# WRITTEN PROBLEM
State only the count of lines in the listing below that hold "this".

# DATASET
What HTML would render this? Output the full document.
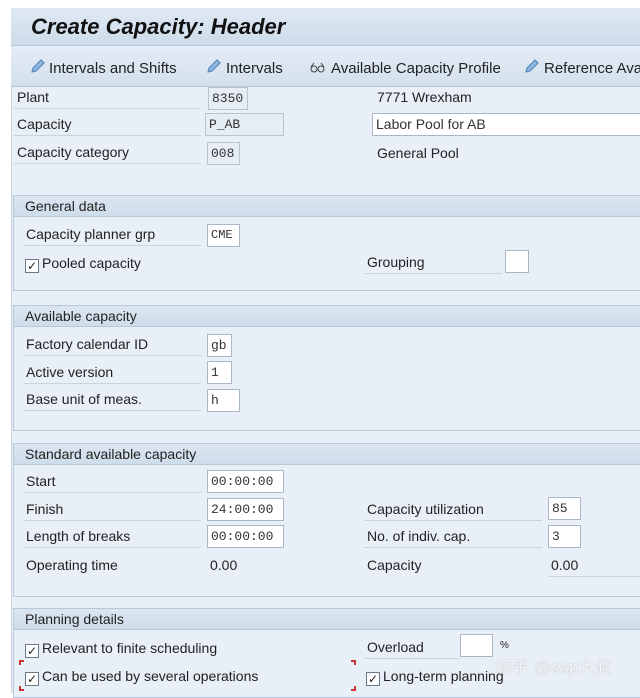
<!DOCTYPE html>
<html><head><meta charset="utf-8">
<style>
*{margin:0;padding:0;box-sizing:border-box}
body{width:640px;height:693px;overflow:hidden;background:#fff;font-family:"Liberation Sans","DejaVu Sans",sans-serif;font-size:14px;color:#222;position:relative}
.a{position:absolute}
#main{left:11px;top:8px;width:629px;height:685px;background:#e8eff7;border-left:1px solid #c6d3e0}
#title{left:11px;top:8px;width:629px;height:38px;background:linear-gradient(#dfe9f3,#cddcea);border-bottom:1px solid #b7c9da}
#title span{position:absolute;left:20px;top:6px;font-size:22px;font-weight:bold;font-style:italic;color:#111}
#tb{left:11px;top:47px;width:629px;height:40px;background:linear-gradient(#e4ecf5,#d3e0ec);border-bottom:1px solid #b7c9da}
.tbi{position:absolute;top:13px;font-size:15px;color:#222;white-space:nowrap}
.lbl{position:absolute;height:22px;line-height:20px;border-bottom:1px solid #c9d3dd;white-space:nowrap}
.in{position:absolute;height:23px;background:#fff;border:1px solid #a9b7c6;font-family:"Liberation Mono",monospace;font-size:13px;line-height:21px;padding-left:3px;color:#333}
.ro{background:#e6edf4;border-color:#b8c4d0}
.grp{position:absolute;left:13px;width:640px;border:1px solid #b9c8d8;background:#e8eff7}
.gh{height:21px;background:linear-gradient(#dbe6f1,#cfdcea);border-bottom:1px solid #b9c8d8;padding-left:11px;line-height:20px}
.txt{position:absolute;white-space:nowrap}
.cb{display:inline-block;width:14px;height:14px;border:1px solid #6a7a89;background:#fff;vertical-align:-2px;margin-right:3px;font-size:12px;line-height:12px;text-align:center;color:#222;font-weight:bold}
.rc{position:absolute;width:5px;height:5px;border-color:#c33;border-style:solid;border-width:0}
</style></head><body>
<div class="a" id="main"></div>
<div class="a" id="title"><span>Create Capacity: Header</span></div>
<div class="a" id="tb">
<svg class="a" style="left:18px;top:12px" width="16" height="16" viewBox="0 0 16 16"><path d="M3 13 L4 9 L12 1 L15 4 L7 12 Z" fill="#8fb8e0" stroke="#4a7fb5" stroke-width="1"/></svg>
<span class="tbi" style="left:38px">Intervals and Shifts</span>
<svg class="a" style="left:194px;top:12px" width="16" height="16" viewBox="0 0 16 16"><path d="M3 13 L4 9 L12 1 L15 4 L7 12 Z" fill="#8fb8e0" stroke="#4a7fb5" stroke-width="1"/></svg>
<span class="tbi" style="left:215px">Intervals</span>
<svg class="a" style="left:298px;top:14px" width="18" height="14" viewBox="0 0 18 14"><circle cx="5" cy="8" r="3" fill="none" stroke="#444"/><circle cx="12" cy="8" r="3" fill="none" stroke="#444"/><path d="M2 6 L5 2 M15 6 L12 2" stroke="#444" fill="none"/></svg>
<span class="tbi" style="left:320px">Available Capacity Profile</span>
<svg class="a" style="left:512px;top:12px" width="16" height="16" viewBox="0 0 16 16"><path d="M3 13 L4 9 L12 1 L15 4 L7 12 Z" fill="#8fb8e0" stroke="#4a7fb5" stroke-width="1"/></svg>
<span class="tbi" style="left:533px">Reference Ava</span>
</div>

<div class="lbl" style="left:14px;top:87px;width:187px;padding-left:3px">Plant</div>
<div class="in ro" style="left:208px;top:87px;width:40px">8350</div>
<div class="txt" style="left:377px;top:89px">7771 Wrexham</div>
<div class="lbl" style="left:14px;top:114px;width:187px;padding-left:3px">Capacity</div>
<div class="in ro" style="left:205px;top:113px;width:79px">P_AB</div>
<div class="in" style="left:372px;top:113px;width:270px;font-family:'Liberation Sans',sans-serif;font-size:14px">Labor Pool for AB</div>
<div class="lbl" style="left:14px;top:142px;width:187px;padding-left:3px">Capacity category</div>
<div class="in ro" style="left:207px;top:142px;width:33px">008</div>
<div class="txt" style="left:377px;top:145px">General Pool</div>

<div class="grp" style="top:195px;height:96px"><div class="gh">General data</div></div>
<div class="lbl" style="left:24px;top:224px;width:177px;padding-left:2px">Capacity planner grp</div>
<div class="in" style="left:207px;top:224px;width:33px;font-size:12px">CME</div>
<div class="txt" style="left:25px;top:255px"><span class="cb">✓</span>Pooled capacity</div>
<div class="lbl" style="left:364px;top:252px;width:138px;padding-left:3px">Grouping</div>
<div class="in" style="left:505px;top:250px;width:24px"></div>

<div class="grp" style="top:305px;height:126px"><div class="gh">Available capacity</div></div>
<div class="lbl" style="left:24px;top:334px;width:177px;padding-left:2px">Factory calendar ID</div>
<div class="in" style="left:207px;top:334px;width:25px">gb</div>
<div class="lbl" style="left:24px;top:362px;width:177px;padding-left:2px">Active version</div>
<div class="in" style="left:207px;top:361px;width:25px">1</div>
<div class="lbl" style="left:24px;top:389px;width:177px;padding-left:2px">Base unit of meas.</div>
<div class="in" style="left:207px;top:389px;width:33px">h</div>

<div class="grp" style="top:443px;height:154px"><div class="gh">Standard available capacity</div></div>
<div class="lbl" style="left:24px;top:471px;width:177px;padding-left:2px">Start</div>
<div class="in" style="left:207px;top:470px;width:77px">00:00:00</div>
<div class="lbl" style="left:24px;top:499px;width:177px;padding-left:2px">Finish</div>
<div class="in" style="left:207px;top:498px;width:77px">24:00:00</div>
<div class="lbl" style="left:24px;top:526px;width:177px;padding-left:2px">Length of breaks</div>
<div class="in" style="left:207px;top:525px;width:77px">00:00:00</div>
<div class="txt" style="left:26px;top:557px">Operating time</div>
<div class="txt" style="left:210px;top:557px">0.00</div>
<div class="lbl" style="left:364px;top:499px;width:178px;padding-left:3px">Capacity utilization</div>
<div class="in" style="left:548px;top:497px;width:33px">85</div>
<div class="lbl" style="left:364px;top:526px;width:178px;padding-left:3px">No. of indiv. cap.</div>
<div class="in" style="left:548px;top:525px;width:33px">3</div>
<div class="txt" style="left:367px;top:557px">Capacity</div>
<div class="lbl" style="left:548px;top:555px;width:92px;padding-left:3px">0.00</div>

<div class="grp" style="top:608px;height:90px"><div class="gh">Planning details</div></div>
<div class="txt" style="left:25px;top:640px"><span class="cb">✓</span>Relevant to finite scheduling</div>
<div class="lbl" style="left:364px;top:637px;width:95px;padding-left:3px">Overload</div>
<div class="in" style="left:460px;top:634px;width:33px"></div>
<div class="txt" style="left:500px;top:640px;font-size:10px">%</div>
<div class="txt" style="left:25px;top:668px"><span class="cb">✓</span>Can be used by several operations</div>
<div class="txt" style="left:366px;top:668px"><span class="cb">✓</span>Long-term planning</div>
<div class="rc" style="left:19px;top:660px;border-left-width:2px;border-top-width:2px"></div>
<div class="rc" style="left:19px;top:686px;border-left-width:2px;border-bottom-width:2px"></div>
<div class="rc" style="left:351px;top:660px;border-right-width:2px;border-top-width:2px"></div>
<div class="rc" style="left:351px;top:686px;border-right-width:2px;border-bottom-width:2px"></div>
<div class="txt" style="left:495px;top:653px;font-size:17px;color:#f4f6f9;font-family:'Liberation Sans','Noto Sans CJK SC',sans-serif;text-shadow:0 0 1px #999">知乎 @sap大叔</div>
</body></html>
---
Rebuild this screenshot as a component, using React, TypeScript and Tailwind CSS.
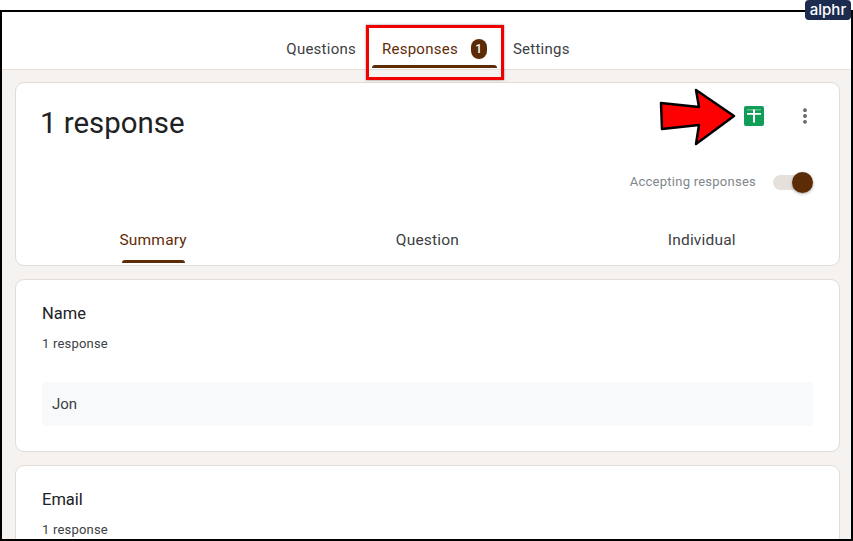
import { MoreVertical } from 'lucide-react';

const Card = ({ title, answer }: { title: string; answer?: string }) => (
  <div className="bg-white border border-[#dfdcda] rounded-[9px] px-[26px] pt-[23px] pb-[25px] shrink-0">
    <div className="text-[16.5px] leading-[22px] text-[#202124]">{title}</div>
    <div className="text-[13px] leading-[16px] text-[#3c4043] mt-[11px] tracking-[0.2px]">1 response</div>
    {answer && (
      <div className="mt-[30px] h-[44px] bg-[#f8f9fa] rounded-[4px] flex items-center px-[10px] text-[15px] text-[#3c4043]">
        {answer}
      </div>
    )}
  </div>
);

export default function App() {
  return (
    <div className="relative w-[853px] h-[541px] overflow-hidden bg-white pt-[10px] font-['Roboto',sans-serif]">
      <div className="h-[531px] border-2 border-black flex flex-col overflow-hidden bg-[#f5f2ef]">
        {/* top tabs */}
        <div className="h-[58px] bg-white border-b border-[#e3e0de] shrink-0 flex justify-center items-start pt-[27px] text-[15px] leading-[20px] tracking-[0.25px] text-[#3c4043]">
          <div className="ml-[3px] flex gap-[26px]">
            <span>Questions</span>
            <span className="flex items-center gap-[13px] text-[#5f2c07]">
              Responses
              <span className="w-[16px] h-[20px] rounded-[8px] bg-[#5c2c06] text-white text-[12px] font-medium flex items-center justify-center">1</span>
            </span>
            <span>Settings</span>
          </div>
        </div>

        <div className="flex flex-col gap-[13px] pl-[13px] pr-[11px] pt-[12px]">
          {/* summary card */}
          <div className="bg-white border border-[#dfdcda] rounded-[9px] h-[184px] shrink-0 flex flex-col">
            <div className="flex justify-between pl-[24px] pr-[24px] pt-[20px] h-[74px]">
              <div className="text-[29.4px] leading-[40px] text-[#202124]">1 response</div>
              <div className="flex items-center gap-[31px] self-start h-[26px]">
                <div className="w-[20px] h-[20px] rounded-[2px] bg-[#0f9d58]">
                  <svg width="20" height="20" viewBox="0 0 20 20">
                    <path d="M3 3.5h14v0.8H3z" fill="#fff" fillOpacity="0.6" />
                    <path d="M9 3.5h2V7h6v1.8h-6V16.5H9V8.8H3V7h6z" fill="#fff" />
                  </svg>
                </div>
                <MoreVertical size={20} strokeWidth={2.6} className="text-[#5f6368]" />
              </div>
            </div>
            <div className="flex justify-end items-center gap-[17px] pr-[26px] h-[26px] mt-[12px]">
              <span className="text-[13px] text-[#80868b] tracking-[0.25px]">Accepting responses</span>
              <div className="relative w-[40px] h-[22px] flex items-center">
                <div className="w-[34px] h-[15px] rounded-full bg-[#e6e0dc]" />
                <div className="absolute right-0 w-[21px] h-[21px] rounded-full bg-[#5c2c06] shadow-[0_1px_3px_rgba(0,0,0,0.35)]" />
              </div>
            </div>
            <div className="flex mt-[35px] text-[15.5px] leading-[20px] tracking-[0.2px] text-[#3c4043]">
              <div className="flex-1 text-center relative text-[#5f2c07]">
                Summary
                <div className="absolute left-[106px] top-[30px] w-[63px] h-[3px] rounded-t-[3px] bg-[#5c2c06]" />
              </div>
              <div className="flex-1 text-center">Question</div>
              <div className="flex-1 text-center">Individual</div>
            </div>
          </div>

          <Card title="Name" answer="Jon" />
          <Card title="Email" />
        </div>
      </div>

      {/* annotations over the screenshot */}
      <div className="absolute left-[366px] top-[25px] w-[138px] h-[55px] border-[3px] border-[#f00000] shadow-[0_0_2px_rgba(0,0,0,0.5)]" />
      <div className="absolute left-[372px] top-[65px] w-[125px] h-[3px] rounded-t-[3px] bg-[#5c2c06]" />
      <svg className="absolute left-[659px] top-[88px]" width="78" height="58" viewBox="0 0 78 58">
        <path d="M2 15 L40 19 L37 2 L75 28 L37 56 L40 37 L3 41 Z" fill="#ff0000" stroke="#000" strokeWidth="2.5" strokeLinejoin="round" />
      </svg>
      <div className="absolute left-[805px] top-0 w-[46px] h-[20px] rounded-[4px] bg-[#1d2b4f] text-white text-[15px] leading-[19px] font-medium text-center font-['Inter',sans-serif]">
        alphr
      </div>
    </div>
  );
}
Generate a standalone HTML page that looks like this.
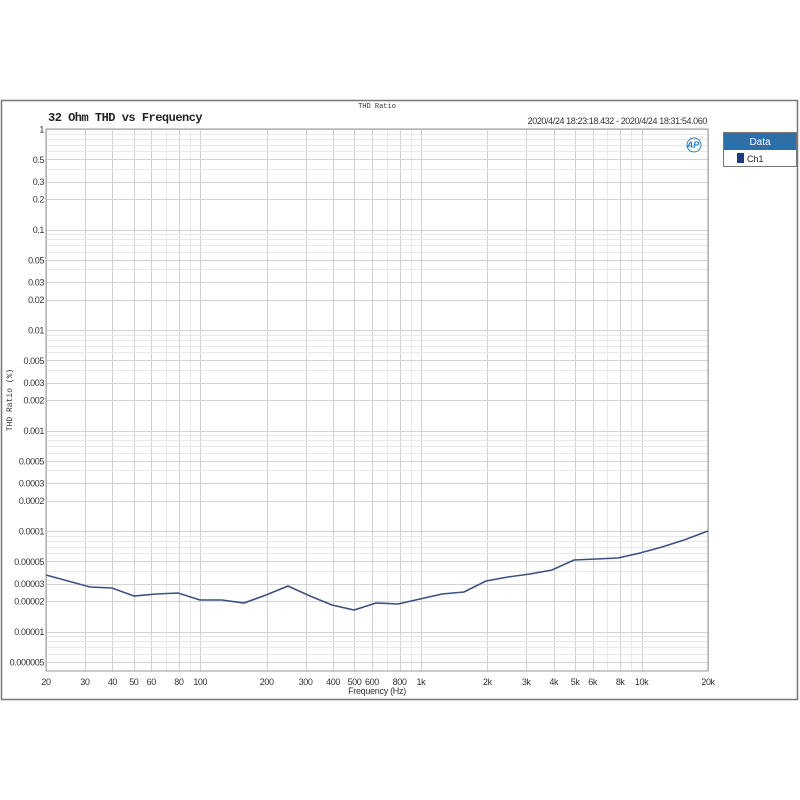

# RESULT
3